I recognized a common pattern here! If I let $u = \sin\theta$, then the top part, $\cos\theta d\theta$, is exactly what we call $du$. So it transformed into:
$= \frac{1}{3} \int \frac{du}{u^2}$
And I know how to integrate $u^{-2}$! It's $-u^{-1}$, or $-\frac{1}{u}$.
So, the result in terms of $u$ is $-\frac{1}{3u} + C$.

Last step! I had to change everything back to $x$.
I remembered $u = \sin\theta$.
And from my first step, I had $3x = \sec\theta$. This means $\cos\theta = \frac{1}{3x}$.
To find $\sin\theta$, I like to draw a right triangle! If $\cos\theta = \frac{\text{adjacent}}{\text{hypotenuse}}$, I can put 1 for the adjacent side and $3x$ for the hypotenuse.
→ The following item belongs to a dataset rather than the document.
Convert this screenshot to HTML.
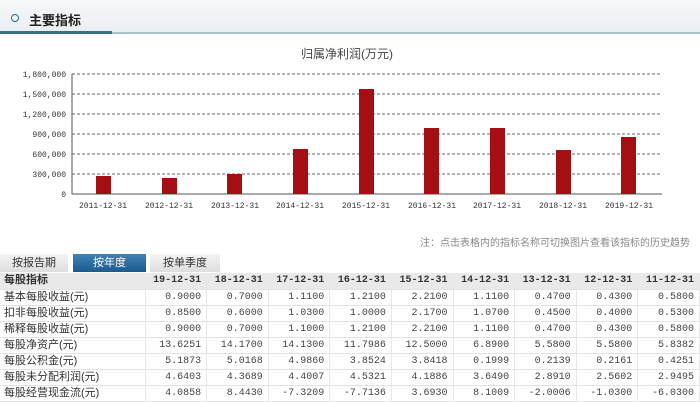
<!DOCTYPE html>
<html><head><meta charset="utf-8"><style>
*{margin:0;padding:0;box-sizing:border-box}
body{width:700px;height:401px;overflow:hidden;background:#fff;font-family:"Liberation Sans","Noto Sans CJK SC",sans-serif;position:relative}
.hd{position:absolute;left:0;top:0;width:700px;height:34px;background:linear-gradient(#f6f8fa,#e9eef2)}
.hd .l1{position:absolute;left:0;top:31px;width:112px;height:3px;background:#3c6f86}
.hd .l2{position:absolute;left:112px;top:32px;width:588px;height:2px;background:#a9c3cf}
.hd .c{position:absolute;left:11px;top:14px;width:8px;height:8px;border:1.5px solid #2d6d8e;border-radius:50%}
.hd .t{position:absolute;left:29px;top:10px;font-size:13px;font-weight:bold;color:#222}
.note{position:absolute;right:10px;top:234px;font-size:10px;color:#888}
.tab{position:absolute;top:254px;height:18px;font-size:11px;line-height:18px;text-align:center;color:#333;background:linear-gradient(#f4f4f4,#dedede)}
.tab.on{background:linear-gradient(#3e82b8,#1d5a8c);color:#fff}
table{position:absolute;left:0;top:273px;width:700px;border-collapse:collapse;font-size:10px;table-layout:fixed}
td{height:16px;line-height:15px;border-bottom:1px solid #e2e2e2;border-right:1px solid #e8e8e8;padding:0 5px;text-align:right;color:#444;font-family:"Liberation Mono","Noto Sans CJK SC",monospace;white-space:nowrap;overflow:hidden}
td:first-child{text-align:left;width:145px;font-family:"Liberation Sans","Noto Sans CJK SC",sans-serif;color:#333;font-size:11px;padding-left:4px}
tr.h td{background:#e9e9e9;font-weight:bold;color:#333}
</style></head><body>
<div class="hd"><div class="c"></div><div class="t">主要指标</div><div class="l1"></div><div class="l2"></div></div>
<svg style="position:absolute;left:0;top:34px" width="700" height="200" font-family="Liberation Mono, monospace" font-size="8" fill="#333">
<text x="347" y="24" font-size="12" text-anchor="middle" fill="#444" font-family="Liberation Sans, Noto Sans CJK SC, sans-serif">归属净利润(万元)</text>
<g stroke="#333" stroke-dasharray="3,2" stroke-width="0.8">
<line x1="72" y1="40" x2="662" y2="40"/><line x1="72" y1="60" x2="662" y2="60"/><line x1="72" y1="80" x2="662" y2="80"/><line x1="72" y1="100" x2="662" y2="100"/><line x1="72" y1="120" x2="662" y2="120"/><line x1="72" y1="140" x2="662" y2="140"/>
</g>
<g text-anchor="end">
<text x="66" y="43">1,800,000</text><text x="66" y="63">1,500,000</text><text x="66" y="83">1,200,000</text><text x="66" y="103">900,000</text><text x="66" y="123">600,000</text><text x="66" y="143">300,000</text><text x="66" y="163">0</text>
</g>
<line x1="72" y1="40" x2="72" y2="160" stroke="#555"/><line x1="72" y1="160" x2="662" y2="160" stroke="#555"/>
<g fill="#a30f13">
<rect x="96" y="142" width="15" height="18"/><rect x="162" y="144" width="15" height="16"/><rect x="227" y="140" width="15" height="20"/><rect x="293" y="115" width="15" height="45"/><rect x="359" y="55" width="15" height="105"/><rect x="424" y="94" width="15" height="66"/><rect x="490" y="94" width="15" height="66"/><rect x="556" y="116" width="15" height="44"/><rect x="621" y="103" width="15" height="57"/>
</g>
<g text-anchor="middle">
<text x="103" y="174">2011-12-31</text><text x="169" y="174">2012-12-31</text><text x="235" y="174">2013-12-31</text><text x="300" y="174">2014-12-31</text><text x="366" y="174">2015-12-31</text><text x="432" y="174">2016-12-31</text><text x="497" y="174">2017-12-31</text><text x="563" y="174">2018-12-31</text><text x="629" y="174">2019-12-31</text>
</g>
</svg>
<div class="note">注：点击表格内的指标名称可切换图片查看该指标的历史趋势</div>
<div class="tab" style="left:0;width:68px">按报告期</div>
<div class="tab on" style="left:73px;width:73px">按年度</div>
<div class="tab" style="left:150px;width:70px">按单季度</div>
<table>
<colgroup><col style="width:145px"><col span="9" style="width:61.6px"></colgroup>
<tr class="h"><td>每股指标</td><td>19-12-31</td><td>18-12-31</td><td>17-12-31</td><td>16-12-31</td><td>15-12-31</td><td>14-12-31</td><td>13-12-31</td><td>12-12-31</td><td>11-12-31</td></tr>
<tr><td>基本每股收益(元)</td><td>0.9000</td><td>0.7000</td><td>1.1100</td><td>1.2100</td><td>2.2100</td><td>1.1100</td><td>0.4700</td><td>0.4300</td><td>0.5800</td></tr>
<tr><td>扣非每股收益(元)</td><td>0.8500</td><td>0.6000</td><td>1.0300</td><td>1.0000</td><td>2.1700</td><td>1.0700</td><td>0.4500</td><td>0.4000</td><td>0.5300</td></tr>
<tr><td>稀释每股收益(元)</td><td>0.9000</td><td>0.7000</td><td>1.1000</td><td>1.2100</td><td>2.2100</td><td>1.1100</td><td>0.4700</td><td>0.4300</td><td>0.5800</td></tr>
<tr><td>每股净资产(元)</td><td>13.6251</td><td>14.1700</td><td>14.1300</td><td>11.7986</td><td>12.5000</td><td>6.8900</td><td>5.5800</td><td>5.5800</td><td>5.8382</td></tr>
<tr><td>每股公积金(元)</td><td>5.1873</td><td>5.0168</td><td>4.9860</td><td>3.8524</td><td>3.8418</td><td>0.1999</td><td>0.2139</td><td>0.2161</td><td>0.4251</td></tr>
<tr><td>每股未分配利润(元)</td><td>4.6403</td><td>4.3689</td><td>4.4007</td><td>4.5321</td><td>4.1886</td><td>3.6490</td><td>2.8910</td><td>2.5602</td><td>2.9495</td></tr>
<tr><td>每股经营现金流(元)</td><td>4.0858</td><td>8.4430</td><td>-7.3209</td><td>-7.7136</td><td>3.6930</td><td>8.1009</td><td>-2.0006</td><td>-1.0300</td><td>-6.0300</td></tr>
</table>
</body></html>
Using the Pythagorean theorem, the opposite side is $\sqrt{(3x)^2 - 1^2} = \sqrt{9x^2 - 1}$.
So, $\sin\theta = \frac{\text{opposite}}{\text{hypotenuse}} = \frac{\sqrt{9x^2 - 1}}{3x}$.

Now, I put this back into my answer:
$-\frac{1}{3u} + C = -\frac{1}{3 \cdot \frac{\sqrt{9x^2 - 1}}{3x}} + C$
I saw that the '3' in the denominator canceled out with the '3x' in the fraction inside the denominator:
$= -\frac{1}{\frac{\sqrt{9x^2 - 1}}{x}} + C$
And then, to simplify the fraction-within-a-fraction, I just flipped the bottom one and multiplied:
$= -\frac{x}{\sqrt{9x^2 - 1}} + C$

That's it! It was like solving a fun puzzle, finding the right substitution to make it simpler at each step!